Answer TWO of the following...

Q1: Most first-time readers of Frankenstein are surprised to find that the novel begins with a frame narrative: that of Walton, the arctic explorer, who is writing home to his sister, Mrs. Saville. What purpose does this frame serve, especially since it could have all been narrated from Victor’s point of view? Also, why might Walton be a specifically Romantic character in his own right? Consider lines such as, “I desire the company of a man who could sympathize with me; whose eyes would reply to mine.”

Q2: How is Victor something of a Romantic poet (esp. like Coleridge and Wordsworth) even though he dabbles in occult sciences rather than verse? How does he embody some of the innocence vs. experience struggles we witnessed in The Rime of the Ancient Mariner and Ode: Intimations of Immortality? You might consider the passage where he writes, “It was a most beautiful season...but my eyes were insensible to the charms of nature.”

Q3: Somewhat related to Q2, what role does the sublime play in the work? Why does Shelley open her story in the North Pole, and why is Victor raised in the Alps (where she first conceived of the work, and where the Shelleys had their honeymoon)? In other words, why are the descriptions of Nature in this book not mere decoration, but part of the actual story of the work?
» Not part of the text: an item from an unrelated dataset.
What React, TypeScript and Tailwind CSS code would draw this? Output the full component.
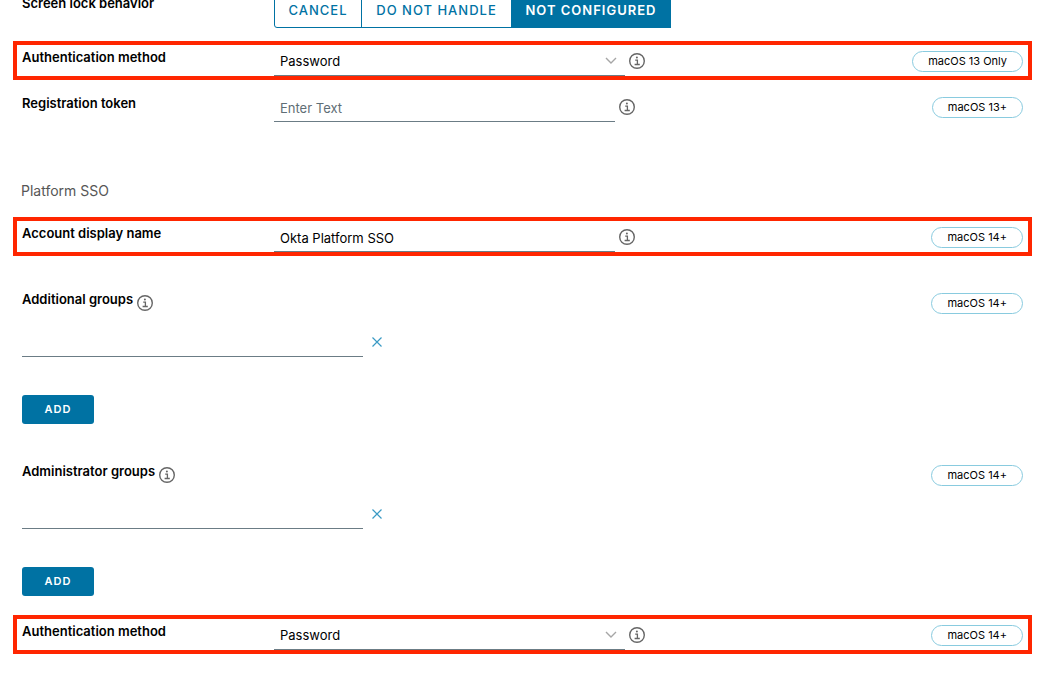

Q4: Recalling his early education, Victor remarks, “And thus for a time I was occupied by exploded systems, mingling, like an unadept, a thousand contradictory theories, and floundering desperately in a very slough of multifarious knowledge...” Why is Victor attracted to old, arcane alchemists and philosophers who have long-since been debunked? What is his attraction to the writings of Agrippa, Paracelsus, and Magnus, men who are almost more magicians than true scientists?